Pages as source code »

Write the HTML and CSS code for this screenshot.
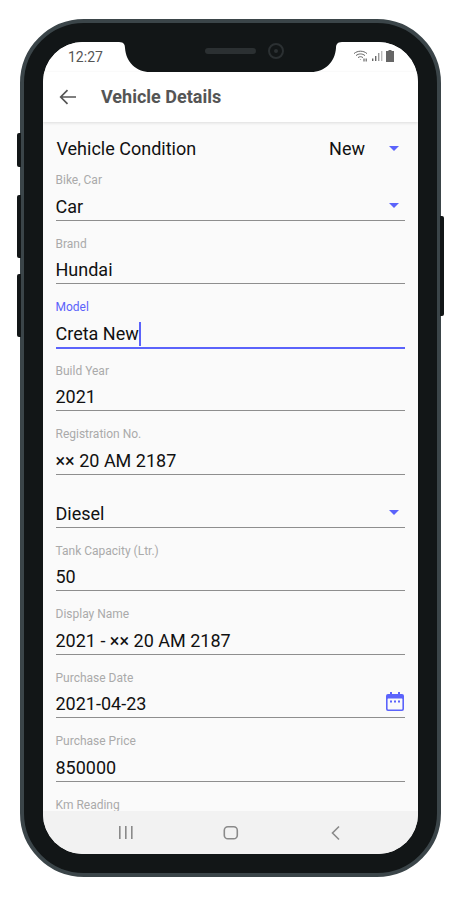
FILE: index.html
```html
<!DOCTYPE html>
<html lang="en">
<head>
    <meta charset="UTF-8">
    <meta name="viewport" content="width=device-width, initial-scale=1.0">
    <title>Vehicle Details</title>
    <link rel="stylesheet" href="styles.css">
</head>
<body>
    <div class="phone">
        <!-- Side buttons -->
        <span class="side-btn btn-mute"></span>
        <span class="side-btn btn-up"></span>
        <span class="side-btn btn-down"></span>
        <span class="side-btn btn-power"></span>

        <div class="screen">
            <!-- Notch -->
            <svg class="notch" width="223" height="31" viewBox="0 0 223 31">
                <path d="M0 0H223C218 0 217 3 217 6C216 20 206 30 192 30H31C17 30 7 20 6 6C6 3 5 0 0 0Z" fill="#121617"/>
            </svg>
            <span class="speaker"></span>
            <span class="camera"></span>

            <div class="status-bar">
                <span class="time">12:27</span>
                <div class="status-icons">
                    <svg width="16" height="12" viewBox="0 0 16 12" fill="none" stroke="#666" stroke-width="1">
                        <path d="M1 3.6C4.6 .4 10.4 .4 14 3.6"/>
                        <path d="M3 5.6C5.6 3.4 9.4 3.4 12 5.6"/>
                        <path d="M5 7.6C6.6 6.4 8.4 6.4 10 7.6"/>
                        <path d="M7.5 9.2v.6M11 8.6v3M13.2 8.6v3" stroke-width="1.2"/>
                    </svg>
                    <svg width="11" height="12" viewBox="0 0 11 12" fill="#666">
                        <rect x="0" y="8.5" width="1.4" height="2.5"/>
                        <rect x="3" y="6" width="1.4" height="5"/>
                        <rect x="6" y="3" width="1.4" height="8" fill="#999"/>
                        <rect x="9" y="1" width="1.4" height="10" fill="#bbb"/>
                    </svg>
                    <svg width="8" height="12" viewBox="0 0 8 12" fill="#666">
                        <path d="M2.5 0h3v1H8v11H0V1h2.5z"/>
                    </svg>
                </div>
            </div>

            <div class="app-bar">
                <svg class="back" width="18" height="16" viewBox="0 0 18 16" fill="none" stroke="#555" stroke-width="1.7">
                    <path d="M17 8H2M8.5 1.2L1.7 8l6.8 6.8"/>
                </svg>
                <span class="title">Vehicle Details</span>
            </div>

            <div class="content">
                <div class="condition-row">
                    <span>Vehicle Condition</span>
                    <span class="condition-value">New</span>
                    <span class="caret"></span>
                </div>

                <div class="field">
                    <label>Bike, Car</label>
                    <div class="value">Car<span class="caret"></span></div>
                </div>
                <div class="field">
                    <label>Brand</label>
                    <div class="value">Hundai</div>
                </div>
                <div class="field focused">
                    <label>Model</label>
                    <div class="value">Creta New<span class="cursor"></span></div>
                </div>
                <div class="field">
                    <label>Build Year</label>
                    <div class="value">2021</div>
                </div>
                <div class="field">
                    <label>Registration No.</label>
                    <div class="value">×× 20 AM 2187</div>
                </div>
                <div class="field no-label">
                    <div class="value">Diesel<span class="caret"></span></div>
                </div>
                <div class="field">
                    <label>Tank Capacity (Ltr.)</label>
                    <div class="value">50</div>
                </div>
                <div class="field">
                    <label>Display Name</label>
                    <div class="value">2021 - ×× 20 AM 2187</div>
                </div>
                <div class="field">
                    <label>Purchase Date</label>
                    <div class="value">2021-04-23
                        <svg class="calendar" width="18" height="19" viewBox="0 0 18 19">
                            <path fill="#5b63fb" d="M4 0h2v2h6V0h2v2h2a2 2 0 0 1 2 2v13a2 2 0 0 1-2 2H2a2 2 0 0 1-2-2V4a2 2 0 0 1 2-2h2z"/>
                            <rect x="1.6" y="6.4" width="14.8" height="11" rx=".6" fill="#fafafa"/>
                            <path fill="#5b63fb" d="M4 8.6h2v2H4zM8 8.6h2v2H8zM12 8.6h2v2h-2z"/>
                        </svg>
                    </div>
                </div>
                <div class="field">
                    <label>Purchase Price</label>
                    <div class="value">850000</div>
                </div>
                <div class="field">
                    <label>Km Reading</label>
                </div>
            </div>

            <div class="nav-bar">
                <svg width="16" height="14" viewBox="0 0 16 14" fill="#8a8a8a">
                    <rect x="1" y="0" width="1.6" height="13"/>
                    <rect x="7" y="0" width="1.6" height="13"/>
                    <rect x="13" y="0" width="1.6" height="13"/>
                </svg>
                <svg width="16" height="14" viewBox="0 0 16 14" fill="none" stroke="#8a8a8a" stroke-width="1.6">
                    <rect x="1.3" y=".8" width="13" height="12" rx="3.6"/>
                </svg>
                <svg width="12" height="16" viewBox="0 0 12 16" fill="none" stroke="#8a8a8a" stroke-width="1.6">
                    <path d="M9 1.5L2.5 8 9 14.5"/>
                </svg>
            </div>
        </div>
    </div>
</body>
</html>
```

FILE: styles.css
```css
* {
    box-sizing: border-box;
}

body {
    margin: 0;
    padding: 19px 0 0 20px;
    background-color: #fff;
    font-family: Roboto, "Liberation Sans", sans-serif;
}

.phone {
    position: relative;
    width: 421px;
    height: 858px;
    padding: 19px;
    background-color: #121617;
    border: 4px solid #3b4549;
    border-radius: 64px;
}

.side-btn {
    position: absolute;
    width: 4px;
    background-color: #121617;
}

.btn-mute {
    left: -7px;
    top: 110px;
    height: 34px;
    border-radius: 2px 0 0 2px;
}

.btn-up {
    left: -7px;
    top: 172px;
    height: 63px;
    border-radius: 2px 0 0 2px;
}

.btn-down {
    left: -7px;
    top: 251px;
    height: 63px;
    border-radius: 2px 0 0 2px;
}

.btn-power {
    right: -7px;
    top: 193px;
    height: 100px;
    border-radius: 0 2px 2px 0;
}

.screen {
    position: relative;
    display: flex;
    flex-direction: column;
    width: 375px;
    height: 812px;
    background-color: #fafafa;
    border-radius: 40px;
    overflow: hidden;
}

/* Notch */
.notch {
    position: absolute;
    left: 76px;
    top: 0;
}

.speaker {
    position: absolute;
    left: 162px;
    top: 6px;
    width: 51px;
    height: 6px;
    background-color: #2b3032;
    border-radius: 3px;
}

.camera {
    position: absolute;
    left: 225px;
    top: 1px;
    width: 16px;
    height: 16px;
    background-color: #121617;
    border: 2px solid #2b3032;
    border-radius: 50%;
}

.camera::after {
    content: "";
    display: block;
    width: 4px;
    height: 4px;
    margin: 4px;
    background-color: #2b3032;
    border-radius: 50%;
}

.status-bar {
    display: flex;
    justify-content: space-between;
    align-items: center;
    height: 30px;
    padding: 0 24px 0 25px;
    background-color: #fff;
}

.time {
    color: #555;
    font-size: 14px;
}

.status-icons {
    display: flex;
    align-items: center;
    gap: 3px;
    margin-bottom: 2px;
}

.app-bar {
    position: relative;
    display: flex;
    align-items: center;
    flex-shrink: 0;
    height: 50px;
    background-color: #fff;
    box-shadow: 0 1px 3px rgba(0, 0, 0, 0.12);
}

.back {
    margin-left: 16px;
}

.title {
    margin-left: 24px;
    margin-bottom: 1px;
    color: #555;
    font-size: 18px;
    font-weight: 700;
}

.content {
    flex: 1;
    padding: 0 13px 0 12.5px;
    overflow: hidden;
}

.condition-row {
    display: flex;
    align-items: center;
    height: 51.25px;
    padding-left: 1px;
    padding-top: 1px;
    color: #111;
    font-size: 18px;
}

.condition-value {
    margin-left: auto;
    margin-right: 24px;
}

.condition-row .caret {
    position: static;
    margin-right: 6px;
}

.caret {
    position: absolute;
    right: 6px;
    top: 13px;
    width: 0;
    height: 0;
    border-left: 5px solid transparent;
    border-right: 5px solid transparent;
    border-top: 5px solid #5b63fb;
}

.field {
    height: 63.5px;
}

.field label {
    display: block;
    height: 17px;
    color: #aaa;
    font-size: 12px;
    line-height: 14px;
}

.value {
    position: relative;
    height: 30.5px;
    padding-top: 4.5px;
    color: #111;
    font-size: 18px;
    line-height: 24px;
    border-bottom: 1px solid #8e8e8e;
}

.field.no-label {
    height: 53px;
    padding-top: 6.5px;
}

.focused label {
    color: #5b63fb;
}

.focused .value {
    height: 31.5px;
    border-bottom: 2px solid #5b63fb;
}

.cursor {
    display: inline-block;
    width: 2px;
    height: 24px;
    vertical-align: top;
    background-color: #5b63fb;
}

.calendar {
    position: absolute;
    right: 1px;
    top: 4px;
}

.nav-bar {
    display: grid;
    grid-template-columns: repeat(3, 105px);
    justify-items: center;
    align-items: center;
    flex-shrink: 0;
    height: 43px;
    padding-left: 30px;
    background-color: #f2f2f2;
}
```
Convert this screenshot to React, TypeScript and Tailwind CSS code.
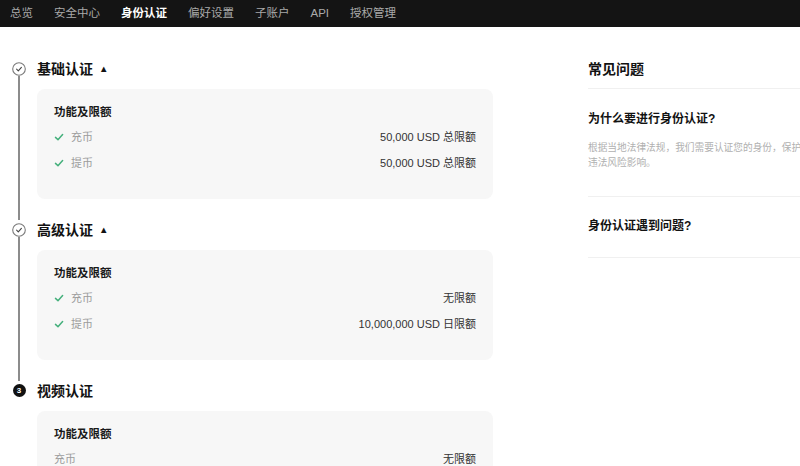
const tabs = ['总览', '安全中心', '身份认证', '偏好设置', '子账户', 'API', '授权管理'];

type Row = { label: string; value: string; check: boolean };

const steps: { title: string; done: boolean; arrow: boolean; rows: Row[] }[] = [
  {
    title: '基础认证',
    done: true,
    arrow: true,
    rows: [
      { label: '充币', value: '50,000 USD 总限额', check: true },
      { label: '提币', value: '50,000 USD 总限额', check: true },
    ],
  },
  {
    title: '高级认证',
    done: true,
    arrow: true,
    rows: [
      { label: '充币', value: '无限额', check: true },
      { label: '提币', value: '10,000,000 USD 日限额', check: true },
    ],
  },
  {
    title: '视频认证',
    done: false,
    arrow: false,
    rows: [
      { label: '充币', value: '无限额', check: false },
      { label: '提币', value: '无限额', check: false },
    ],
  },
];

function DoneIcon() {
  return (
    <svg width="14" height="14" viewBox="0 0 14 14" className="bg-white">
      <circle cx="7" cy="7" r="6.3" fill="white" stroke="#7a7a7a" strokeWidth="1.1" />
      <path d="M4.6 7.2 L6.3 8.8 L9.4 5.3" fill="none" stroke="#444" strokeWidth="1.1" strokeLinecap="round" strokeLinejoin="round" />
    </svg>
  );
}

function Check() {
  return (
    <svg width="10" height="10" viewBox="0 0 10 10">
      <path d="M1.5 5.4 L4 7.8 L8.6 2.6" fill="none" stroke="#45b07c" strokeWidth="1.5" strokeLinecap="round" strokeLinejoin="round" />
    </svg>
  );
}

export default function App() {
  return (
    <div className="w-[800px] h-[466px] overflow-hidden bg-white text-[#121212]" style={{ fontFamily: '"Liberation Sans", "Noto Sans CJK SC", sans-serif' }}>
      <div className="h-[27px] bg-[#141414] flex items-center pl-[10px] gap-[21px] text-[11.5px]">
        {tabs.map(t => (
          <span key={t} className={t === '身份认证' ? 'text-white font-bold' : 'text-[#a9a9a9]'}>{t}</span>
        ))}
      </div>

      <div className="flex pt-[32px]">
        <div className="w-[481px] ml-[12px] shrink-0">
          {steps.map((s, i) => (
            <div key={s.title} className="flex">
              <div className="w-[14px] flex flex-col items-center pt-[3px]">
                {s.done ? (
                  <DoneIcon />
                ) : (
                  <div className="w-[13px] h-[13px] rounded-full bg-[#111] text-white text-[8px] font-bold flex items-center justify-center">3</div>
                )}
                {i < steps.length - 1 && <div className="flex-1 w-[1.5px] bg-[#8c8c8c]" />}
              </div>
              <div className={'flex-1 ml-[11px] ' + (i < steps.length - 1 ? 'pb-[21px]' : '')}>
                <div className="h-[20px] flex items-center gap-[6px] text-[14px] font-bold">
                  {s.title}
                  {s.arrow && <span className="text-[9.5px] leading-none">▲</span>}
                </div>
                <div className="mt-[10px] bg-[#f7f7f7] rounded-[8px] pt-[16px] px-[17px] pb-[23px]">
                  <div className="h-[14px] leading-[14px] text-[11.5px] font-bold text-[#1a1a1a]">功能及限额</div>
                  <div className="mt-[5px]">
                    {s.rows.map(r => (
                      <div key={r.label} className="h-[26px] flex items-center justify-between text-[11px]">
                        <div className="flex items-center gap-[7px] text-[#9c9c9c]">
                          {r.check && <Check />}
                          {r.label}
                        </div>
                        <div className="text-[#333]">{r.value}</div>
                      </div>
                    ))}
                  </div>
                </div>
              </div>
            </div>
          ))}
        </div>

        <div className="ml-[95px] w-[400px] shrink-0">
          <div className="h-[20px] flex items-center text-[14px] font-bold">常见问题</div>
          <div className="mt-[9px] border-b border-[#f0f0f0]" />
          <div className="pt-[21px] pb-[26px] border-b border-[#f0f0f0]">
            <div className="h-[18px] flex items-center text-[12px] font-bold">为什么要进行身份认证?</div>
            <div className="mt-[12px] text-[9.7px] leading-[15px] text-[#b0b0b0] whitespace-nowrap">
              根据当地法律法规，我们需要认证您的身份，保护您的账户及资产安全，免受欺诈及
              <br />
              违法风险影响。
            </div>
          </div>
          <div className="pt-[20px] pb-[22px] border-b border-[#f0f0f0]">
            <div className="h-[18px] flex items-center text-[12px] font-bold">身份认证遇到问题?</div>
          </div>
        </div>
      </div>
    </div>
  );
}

Given task » Only a number is expected here: the count of lines in the listing that hold the string "this".

Full output » 2